Second, the Military First policy afforded more control over the population at home and, increasingly, over foreign policy. It is known that Kim micromanaged domestic and foreign policies, but he also played to the army’s sensibilities, as evidenced by the Taepdong missile tests and the other forms of sabre rattling that occurred in 1998 and 2006.
So, what can we expect in the next twelve months?
The recent Six Party talks have been all but declared dead by the Bush administration, which gradually realised that one cannot hold talks with a government that has no leader. Indeed, with Bush’s own lame duck position and the Japanese stance on abductees, trying to continue the talks while at least three of the states were simply not playing was wishful thinking by an outgoing President. The talks will continue to stall when Obama comes to power, not only because North Korean negotiation tactics have successfully driven a wedge between the US and Japan and the US and South Korea, but because there is no one in Pyongyang willing to decide on the verification protocol issue.
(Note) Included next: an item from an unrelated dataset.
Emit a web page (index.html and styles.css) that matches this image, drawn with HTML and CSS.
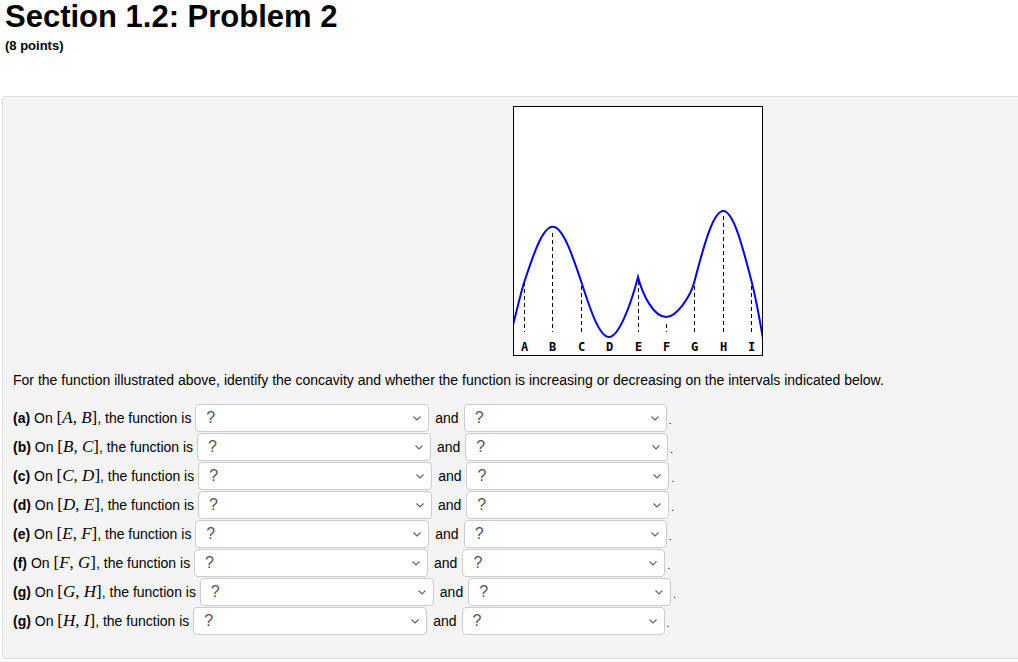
FILE: index.html
```html
<!DOCTYPE html>
<html>
<head>
<meta charset="utf-8">
<link rel="stylesheet" href="styles.css">
</head>
<body>
<div class="page">
  <h1 class="title">Section 1.2: Problem 2</h1>
  <div class="points">(8 points)</div>
  <div class="panel">
    <div class="figure">
      <svg width="250" height="250" viewBox="0 0 250 250">
        <defs><clipPath id="clip"><rect x="1" y="1" width="248" height="248"/></clipPath></defs>
        <rect x="0.5" y="0.5" width="249" height="249" fill="#fff" stroke="#000" stroke-width="1"/>
        <g stroke="#000" stroke-width="1" stroke-dasharray="4,3" fill="none">
          <line x1="11.5" y1="176" x2="11.5" y2="226"/>
          <line x1="39.5" y1="127" x2="39.5" y2="226"/>
          <line x1="68.5" y1="180" x2="68.5" y2="226"/>
          <line x1="125.5" y1="175" x2="125.5" y2="226"/>
          <line x1="153.5" y1="218" x2="153.5" y2="226"/>
          <line x1="181.5" y1="180" x2="181.5" y2="226"/>
          <line x1="210.5" y1="110" x2="210.5" y2="226"/>
          <line x1="238.5" y1="180" x2="238.5" y2="226"/>
        </g>
        <path clip-path="url(#clip)" fill="none" stroke="#0000ff" stroke-width="2" d="M0,219 C3,208 7.5,187.5 11.3,176 C20.56,147.75 29.72,120.7 39.7,120.7 C49.9,120.7 59.24,148.75 68.7,177 C77.6,204.7 86.4,231 96,231 C106,231 118,198 125,171 C130,190 141,211 153.3,211 C163,211 177.3,191.4 181.3,176 C190.8,139.6 200.1,105 210.3,105 C220.3,105 229.4,139.6 238.7,176 C242.2,189.8 247,215 250,233"/>
        <g class="axis" text-anchor="middle">
          <text x="11.5" y="244.5">A</text>
          <text x="39.5" y="244.5">B</text>
          <text x="68.5" y="244.5">C</text>
          <text x="96.5" y="244.5">D</text>
          <text x="125.5" y="244.5">E</text>
          <text x="153.5" y="244.5">F</text>
          <text x="181.5" y="244.5">G</text>
          <text x="210.5" y="244.5">H</text>
          <text x="238.5" y="244.5">I</text>
        </g>
      </svg>
    </div>
    <p class="prompt">For the function illustrated above, identify the concavity and whether the function is increasing or decreasing on the intervals indicated below.</p>
    <div class="rows">
      <div class="row"><b>(a)</b>&nbsp;On&nbsp;<span class="math">[<i>A</i>, <i>B</i>]</span>, the function is&nbsp;<span class="sel sel1"><span class="q">?</span><svg class="chev" width="8" height="5" viewBox="0 0 8 5"><path d="M0.5 0.5 L4 4 L7.5 0.5" fill="none" stroke="#666" stroke-width="1.2"/></svg></span><span class="and">and</span><span class="sel sel2"><span class="q">?</span><svg class="chev" width="8" height="5" viewBox="0 0 8 5"><path d="M0.5 0.5 L4 4 L7.5 0.5" fill="none" stroke="#666" stroke-width="1.2"/></svg></span><span class="dot">.</span></div>
      <div class="row"><b>(b)</b>&nbsp;On&nbsp;<span class="math">[<i>B</i>, <i>C</i>]</span>, the function is&nbsp;<span class="sel sel1"><span class="q">?</span><svg class="chev" width="8" height="5" viewBox="0 0 8 5"><path d="M0.5 0.5 L4 4 L7.5 0.5" fill="none" stroke="#666" stroke-width="1.2"/></svg></span><span class="and">and</span><span class="sel sel2"><span class="q">?</span><svg class="chev" width="8" height="5" viewBox="0 0 8 5"><path d="M0.5 0.5 L4 4 L7.5 0.5" fill="none" stroke="#666" stroke-width="1.2"/></svg></span><span class="dot">.</span></div>
      <div class="row"><b>(c)</b>&nbsp;On&nbsp;<span class="math">[<i>C</i>, <i>D</i>]</span>, the function is&nbsp;<span class="sel sel1"><span class="q">?</span><svg class="chev" width="8" height="5" viewBox="0 0 8 5"><path d="M0.5 0.5 L4 4 L7.5 0.5" fill="none" stroke="#666" stroke-width="1.2"/></svg></span><span class="and">and</span><span class="sel sel2"><span class="q">?</span><svg class="chev" width="8" height="5" viewBox="0 0 8 5"><path d="M0.5 0.5 L4 4 L7.5 0.5" fill="none" stroke="#666" stroke-width="1.2"/></svg></span><span class="dot">.</span></div>
      <div class="row"><b>(d)</b>&nbsp;On&nbsp;<span class="math">[<i>D</i>, <i>E</i>]</span>, the function is&nbsp;<span class="sel sel1"><span class="q">?</span><svg class="chev" width="8" height="5" viewBox="0 0 8 5"><path d="M0.5 0.5 L4 4 L7.5 0.5" fill="none" stroke="#666" stroke-width="1.2"/></svg></span><span class="and">and</span><span class="sel sel2"><span class="q">?</span><svg class="chev" width="8" height="5" viewBox="0 0 8 5"><path d="M0.5 0.5 L4 4 L7.5 0.5" fill="none" stroke="#666" stroke-width="1.2"/></svg></span><span class="dot">.</span></div>
      <div class="row"><b>(e)</b>&nbsp;On&nbsp;<span class="math">[<i>E</i>, <i>F</i>]</span>, the function is&nbsp;<span class="sel sel1"><span class="q">?</span><svg class="chev" width="8" height="5" viewBox="0 0 8 5"><path d="M0.5 0.5 L4 4 L7.5 0.5" fill="none" stroke="#666" stroke-width="1.2"/></svg></span><span class="and">and</span><span class="sel sel2"><span class="q">?</span><svg class="chev" width="8" height="5" viewBox="0 0 8 5"><path d="M0.5 0.5 L4 4 L7.5 0.5" fill="none" stroke="#666" stroke-width="1.2"/></svg></span><span class="dot">.</span></div>
      <div class="row"><b>(f)</b>&nbsp;On&nbsp;<span class="math">[<i>F</i>, <i>G</i>]</span>, the function is&nbsp;<span class="sel sel1"><span class="q">?</span><svg class="chev" width="8" height="5" viewBox="0 0 8 5"><path d="M0.5 0.5 L4 4 L7.5 0.5" fill="none" stroke="#666" stroke-width="1.2"/></svg></span><span class="and">and</span><span class="sel sel2"><span class="q">?</span><svg class="chev" width="8" height="5" viewBox="0 0 8 5"><path d="M0.5 0.5 L4 4 L7.5 0.5" fill="none" stroke="#666" stroke-width="1.2"/></svg></span><span class="dot">.</span></div>
      <div class="row"><b>(g)</b>&nbsp;On&nbsp;<span class="math">[<i>G</i>, <i>H</i>]</span>, the function is&nbsp;<span class="sel sel1"><span class="q">?</span><svg class="chev" width="8" height="5" viewBox="0 0 8 5"><path d="M0.5 0.5 L4 4 L7.5 0.5" fill="none" stroke="#666" stroke-width="1.2"/></svg></span><span class="and">and</span><span class="sel sel2"><span class="q">?</span><svg class="chev" width="8" height="5" viewBox="0 0 8 5"><path d="M0.5 0.5 L4 4 L7.5 0.5" fill="none" stroke="#666" stroke-width="1.2"/></svg></span><span class="dot">.</span></div>
      <div class="row"><b>(g)</b>&nbsp;On&nbsp;<span class="math">[<i>H</i>, <i>I</i>]</span>, the function is&nbsp;<span class="sel sel1"><span class="q">?</span><svg class="chev" width="8" height="5" viewBox="0 0 8 5"><path d="M0.5 0.5 L4 4 L7.5 0.5" fill="none" stroke="#666" stroke-width="1.2"/></svg></span><span class="and">and</span><span class="sel sel2"><span class="q">?</span><svg class="chev" width="8" height="5" viewBox="0 0 8 5"><path d="M0.5 0.5 L4 4 L7.5 0.5" fill="none" stroke="#666" stroke-width="1.2"/></svg></span><span class="dot">.</span></div>
    </div>
  </div>
</div>
</body>
</html>
```

FILE: styles.css
```css
html, body {
  margin: 0;
  padding: 0;
  overflow: hidden;
  background: #fff;
  color: #000;
  font-family: "Liberation Sans", Arial, sans-serif;
}

.page {
  padding-left: 2px;
}

.title {
  margin: 0;
  padding-left: 3px;
  font-size: 31px;
  line-height: 34px;
  font-weight: bold;
}

.points {
  margin: 4px 0 0 3px;
  font-size: 13px;
  line-height: 15px;
  font-weight: bold;
}

.panel {
  margin-top: 43px;
  width: 1270px;
  background: #f4f4f4;
  border: 1px solid #dedede;
  border-radius: 3px 0 0 3px;
  padding: 9px 0 23px 0;
}

.figure {
  display: flex;
  justify-content: center;
}

.figure svg {
  display: block;
}

.axis text {
  font-family: "DejaVu Sans Mono", "Liberation Mono", monospace;
  font-weight: bold;
  font-size: 12px;
  fill: #000;
}

.prompt {
  margin: 16px 0 0 0;
  padding-left: 10px;
  font-size: 14px;
  line-height: 16px;
}

.rows {
  margin-top: 16px;
  padding-left: 10px;
  display: flex;
  flex-direction: column;
  gap: 1px;
}

.row {
  display: flex;
  align-items: center;
  height: 28px;
  font-size: 14px;
  white-space: nowrap;
}

.math {
  font-family: "Liberation Serif", "Times New Roman", serif;
  font-size: 17px;
}

.math i {
  font-style: italic;
}

.sel {
  box-sizing: border-box;
  height: 28px;
  display: flex;
  align-items: center;
  justify-content: space-between;
  padding: 0 7px 0 10px;
  background: #fff;
  border: 1px solid #cccccc;
  border-radius: 4px;
}

.sel1 {
  width: 234px;
}

.sel2 {
  width: 203px;
}

.q {
  color: #555;
  font-size: 16px;
}

.chev {
  display: block;
}

.and {
  margin: 0 5px 0 6px;
}

.dot {
  margin-left: 2px;
  font-size: 10px;
  align-self: flex-end;
  margin-bottom: 6px;
}
```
The Future of the Kim Dynasty
There will be a new ruler in Pyongyang. Establishing this is the easy part, but unfortunately the rest is conjecture. Questions that raise light on this issue include:
How incapacitated is the present Kim? South Korean intelligence services suggest that Kim suffered a second stroke in October, and that while he continues to rule in name, he is deteriorating swiftly. Is he already dead? Although speculation along these lines seems off beat, it is no secret that Kim Jong-il had a number of body doubles, any one of which could be used to prop up the regime. After all, anyone who has negotiated with North Korea will know that its use of delaying tactics to buy time is often in the absence of any better policy.
Will the Kim Dynasty continue to rule? A number of Japanese and South Korean newspapers continue to write feverishly on the power struggle currently taking place between Kim Ok (Kim Jong-Il’s last and favourite wife) and the first and third sons, either aligned with or in opposition to Chang Sang-taek, Kim’s old right-hand man. It is not necessary – nor is it useful – to try to predict who may or may not win these Byzantine struggles. It is merely useful to know that they are occurring.
Will North Korea become Myanmar? One wonders if the military will allow a Kim to take the throne at all, when neither the first son nor the third son have been prepared for the job, and, outside of the Kim name, have little influence and few contacts within the army. Sadly, there is nothing to stop North Korea from going on ceaselessly in the guise of this military junta.
Will North Korea’s neighbours intervene?
It is an open secret that Chinese forces have been building up on the North Korean border for over a month now. Ostensibly taking part in exercises, these troops are probably deployed for two different possibilities:
- Border control in case of refugee floods (in a complete collapse scenario)
- Intervention in case of partial collapse (in an open and armed power struggle)
A Chinese diplomat in London posited that Beijing would only interfere if (a) there was a UN mandate, (b) it was invited, and (c) if US troops crossed the Demilitarised Zone (DMZ). While it is reassuring to hear Chinese diplomats condition Chinese action, condition (b) is still open to interpretation: who is allowed to do the inviting? For a state intent on protecting its national interests, someone can always be found.
However, this may not be giving China its due regard. Anyone who does send troops into a collapsing North Korea will find a situation to rival Iraq at its worst. In a country with the largest special forces in the world, trained in asymmetrical warfare and irregular guerrilla tactics, protection of reconstruction forces would be a nightmare.
The US and South Korea have been doing some quiet planning of their own, and while details of the October OPLAN (Operations Plan) 5029 are difficult to ascertain, it is clear that South Korea is intent on taking the initiative. Ideally, the South would take the helm in a multilateral approach to the rebuilding of North Korea. What is not known is how realistic these plans are. Any plan would have to take into account mass starvation, refugee movements, securing of nuclear weapons, and ideological miscreants, perhaps even insurgents.
South Korea’s unification ministry has said informally that it would maintain the DMZ and send economic advisers into the North to help build the North up in a decades-long process before allowing the barbed wire to come down. With an economic disparity between the North and South ten times greater than that between East and West Germany, one can see that South Korea is not in any hurry to open its borders.
The future is difficult to predict. What is certain is that North Korea’s state will be different in substance and in form from its past. What is also certain is that the six party talks are effectively over, until there is a new ruler. One can only watch the palace drama taking place in Pyongyang and hope that any resulting human misery will not catch the international community unawares. The population of North Korea has been brutally conditioned and has suffered great hardships in the past. One hopes that they can be re-introduced to their own countrymen and the international society with as little pain and suffering as is possible.
The views expressed above are the author's own, and do not necessarily reflect those of RUSI.